## Start
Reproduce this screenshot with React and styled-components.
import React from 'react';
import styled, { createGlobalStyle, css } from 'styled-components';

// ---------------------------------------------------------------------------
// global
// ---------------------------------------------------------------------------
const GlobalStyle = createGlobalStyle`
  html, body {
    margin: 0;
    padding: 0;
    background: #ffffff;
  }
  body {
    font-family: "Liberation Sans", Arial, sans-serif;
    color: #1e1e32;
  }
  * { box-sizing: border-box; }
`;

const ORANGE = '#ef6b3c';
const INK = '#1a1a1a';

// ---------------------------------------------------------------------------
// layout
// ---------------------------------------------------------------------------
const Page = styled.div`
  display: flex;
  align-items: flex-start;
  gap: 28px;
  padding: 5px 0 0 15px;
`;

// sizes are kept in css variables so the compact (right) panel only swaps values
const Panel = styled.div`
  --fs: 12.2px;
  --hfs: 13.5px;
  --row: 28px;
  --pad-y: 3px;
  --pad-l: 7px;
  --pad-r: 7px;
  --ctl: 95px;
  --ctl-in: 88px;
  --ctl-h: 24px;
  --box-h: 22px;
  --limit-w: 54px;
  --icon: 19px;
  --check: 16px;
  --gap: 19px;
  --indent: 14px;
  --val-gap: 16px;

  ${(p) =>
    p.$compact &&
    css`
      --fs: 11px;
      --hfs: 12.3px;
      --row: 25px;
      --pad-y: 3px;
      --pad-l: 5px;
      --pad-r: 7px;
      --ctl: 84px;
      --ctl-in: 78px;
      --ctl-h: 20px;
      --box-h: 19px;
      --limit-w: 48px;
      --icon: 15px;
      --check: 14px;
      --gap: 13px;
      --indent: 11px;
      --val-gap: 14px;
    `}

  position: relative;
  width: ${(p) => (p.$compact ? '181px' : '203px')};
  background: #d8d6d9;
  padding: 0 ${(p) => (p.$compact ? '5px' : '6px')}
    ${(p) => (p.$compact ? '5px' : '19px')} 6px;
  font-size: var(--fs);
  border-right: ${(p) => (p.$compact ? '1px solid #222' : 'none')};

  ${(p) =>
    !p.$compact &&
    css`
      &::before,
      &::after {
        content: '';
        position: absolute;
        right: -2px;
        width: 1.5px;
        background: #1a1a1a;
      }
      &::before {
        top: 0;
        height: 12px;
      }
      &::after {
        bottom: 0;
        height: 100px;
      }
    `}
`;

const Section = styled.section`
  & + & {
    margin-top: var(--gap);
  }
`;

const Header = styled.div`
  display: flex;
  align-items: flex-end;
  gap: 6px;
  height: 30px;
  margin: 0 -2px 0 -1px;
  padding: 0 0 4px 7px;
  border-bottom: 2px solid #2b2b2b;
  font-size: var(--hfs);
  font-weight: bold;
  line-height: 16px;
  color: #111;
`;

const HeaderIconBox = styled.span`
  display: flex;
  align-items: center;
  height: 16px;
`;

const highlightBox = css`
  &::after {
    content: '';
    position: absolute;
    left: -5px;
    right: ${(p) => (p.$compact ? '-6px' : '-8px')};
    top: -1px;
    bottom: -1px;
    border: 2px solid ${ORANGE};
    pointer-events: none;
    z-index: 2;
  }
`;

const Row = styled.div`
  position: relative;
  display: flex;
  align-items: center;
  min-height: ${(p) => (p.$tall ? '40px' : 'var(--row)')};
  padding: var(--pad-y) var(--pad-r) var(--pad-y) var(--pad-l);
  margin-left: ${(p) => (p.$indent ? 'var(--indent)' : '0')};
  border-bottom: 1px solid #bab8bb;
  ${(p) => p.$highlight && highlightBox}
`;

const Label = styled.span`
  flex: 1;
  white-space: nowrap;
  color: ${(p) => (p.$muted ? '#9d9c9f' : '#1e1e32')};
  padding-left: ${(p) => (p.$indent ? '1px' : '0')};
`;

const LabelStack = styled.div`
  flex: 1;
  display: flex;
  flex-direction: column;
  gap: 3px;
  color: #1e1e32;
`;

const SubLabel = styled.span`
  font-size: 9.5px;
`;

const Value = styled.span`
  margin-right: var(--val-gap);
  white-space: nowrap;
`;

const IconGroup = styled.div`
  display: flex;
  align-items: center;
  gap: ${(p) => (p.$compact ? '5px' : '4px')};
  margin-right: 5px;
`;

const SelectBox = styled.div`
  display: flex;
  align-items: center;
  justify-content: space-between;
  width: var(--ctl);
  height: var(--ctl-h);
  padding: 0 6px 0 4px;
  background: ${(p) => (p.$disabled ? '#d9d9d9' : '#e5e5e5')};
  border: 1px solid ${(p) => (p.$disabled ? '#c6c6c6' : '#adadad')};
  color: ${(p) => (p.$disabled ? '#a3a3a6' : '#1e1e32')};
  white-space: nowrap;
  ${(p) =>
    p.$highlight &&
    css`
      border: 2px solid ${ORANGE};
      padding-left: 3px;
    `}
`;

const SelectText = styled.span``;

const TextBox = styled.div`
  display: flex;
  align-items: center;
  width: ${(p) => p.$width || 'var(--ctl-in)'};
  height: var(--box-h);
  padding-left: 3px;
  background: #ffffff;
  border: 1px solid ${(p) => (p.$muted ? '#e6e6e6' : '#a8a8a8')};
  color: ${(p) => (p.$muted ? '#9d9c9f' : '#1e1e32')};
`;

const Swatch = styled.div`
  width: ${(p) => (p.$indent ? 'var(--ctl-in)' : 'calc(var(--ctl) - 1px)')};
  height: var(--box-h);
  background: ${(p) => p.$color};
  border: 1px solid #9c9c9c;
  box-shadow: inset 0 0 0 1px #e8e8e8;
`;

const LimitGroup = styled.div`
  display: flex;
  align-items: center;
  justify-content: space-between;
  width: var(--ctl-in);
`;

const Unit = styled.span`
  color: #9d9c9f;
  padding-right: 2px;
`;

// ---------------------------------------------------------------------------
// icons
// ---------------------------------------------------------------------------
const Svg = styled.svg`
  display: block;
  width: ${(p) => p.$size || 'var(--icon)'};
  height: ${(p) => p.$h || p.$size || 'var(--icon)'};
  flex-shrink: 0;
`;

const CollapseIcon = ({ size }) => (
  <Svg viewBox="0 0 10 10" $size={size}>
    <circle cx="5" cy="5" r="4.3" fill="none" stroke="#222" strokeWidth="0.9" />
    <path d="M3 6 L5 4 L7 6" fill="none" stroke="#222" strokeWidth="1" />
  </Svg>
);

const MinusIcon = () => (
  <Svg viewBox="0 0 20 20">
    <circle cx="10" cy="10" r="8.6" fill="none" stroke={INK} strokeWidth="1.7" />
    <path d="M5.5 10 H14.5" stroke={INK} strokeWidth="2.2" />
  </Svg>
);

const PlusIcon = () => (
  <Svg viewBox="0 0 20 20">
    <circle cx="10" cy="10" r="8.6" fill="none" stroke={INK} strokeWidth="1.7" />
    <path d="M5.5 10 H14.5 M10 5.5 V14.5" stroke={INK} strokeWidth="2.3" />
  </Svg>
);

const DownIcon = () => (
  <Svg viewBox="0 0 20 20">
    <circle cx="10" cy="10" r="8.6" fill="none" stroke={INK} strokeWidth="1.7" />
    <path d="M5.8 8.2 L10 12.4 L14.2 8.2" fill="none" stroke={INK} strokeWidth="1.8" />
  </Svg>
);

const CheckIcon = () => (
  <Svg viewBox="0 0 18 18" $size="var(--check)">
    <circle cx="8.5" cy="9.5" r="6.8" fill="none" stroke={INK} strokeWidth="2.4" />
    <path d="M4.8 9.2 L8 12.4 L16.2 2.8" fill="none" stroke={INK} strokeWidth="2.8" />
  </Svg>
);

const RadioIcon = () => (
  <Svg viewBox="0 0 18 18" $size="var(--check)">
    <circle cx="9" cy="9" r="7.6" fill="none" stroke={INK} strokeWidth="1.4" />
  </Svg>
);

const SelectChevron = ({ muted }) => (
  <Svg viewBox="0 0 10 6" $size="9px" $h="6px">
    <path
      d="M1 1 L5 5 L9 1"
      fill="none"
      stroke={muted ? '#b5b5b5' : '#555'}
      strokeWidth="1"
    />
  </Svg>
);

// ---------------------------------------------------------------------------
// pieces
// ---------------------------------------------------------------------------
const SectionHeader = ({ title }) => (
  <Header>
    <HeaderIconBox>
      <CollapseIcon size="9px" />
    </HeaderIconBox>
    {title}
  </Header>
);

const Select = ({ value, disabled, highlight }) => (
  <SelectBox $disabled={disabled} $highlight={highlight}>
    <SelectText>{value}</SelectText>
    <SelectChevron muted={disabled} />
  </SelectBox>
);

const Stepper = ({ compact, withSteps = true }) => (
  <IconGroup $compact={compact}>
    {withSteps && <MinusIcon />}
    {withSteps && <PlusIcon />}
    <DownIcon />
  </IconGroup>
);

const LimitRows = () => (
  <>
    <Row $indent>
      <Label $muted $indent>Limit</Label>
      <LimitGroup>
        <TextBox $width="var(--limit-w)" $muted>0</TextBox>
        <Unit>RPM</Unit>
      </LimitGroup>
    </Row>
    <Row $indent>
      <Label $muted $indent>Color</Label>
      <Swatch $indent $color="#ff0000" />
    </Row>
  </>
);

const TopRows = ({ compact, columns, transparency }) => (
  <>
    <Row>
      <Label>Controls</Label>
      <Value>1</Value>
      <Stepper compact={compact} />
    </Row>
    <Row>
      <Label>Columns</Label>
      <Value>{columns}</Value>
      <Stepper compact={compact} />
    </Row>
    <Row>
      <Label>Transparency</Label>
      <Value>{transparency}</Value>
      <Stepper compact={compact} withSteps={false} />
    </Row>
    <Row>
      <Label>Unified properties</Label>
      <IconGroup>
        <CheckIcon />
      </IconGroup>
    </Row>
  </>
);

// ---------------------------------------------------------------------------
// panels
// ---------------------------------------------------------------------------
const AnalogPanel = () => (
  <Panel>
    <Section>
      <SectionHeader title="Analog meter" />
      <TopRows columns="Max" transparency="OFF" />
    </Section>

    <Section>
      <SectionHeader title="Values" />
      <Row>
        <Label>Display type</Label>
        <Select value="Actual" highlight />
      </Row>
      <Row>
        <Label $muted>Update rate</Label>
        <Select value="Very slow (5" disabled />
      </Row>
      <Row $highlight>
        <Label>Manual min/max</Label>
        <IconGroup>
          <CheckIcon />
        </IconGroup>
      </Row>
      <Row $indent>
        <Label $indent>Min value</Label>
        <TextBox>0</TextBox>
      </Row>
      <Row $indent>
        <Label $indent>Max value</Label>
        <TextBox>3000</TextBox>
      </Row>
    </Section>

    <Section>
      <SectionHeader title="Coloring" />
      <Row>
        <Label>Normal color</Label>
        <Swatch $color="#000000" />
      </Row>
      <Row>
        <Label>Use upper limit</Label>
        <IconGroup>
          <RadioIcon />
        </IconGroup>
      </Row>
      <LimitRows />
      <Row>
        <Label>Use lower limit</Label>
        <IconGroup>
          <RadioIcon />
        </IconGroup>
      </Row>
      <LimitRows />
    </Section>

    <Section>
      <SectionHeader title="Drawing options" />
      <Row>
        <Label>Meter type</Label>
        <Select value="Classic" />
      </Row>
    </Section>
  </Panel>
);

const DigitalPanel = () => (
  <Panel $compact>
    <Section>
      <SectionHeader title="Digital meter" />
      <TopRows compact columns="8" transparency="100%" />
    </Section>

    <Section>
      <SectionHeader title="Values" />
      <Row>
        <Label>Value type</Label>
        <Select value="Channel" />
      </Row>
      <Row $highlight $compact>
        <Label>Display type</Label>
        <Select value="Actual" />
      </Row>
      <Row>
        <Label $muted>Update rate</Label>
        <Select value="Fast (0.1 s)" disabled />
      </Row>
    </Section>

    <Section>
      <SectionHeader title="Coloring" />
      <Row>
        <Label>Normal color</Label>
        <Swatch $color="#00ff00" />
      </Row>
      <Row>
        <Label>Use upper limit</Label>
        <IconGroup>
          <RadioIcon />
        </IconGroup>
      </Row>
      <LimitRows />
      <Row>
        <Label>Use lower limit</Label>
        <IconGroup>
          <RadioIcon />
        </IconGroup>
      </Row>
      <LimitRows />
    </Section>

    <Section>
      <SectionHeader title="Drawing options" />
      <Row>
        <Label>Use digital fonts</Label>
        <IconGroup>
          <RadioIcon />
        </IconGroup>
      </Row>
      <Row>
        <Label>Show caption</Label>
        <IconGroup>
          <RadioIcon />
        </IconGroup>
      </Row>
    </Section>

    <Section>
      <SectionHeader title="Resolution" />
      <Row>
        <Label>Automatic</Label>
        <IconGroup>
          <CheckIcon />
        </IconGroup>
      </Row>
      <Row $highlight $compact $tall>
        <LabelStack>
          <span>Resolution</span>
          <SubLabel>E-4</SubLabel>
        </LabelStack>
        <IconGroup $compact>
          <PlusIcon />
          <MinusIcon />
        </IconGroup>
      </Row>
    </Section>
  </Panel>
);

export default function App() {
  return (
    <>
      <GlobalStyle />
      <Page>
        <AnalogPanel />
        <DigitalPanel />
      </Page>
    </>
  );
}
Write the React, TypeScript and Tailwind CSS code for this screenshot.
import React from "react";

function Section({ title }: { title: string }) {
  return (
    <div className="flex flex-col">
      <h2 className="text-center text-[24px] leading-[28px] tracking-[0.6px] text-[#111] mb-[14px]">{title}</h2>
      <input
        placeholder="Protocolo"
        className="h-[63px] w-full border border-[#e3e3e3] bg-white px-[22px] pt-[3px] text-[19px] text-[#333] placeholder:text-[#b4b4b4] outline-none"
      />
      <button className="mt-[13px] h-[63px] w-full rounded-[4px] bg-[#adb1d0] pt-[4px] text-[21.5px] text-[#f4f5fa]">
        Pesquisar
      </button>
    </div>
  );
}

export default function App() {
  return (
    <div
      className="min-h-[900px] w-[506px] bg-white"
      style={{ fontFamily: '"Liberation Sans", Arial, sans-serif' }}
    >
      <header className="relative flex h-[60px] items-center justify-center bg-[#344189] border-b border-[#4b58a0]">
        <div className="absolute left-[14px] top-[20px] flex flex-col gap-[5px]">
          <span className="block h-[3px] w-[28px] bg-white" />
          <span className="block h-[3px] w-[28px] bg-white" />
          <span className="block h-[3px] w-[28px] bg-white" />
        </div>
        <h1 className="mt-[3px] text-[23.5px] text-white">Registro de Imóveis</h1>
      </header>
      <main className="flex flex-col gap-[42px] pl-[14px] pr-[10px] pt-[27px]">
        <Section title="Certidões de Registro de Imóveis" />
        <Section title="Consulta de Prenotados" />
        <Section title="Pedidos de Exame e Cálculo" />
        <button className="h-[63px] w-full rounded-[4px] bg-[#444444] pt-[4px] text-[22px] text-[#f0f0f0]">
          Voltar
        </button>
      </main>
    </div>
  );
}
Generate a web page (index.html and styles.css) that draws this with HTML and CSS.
## End
Search the data for the word "html" and copy each line where it appears.

*Output for this task*:
  html, body {
Generate a web page (index.html and styles.css) that draws this with HTML and CSS.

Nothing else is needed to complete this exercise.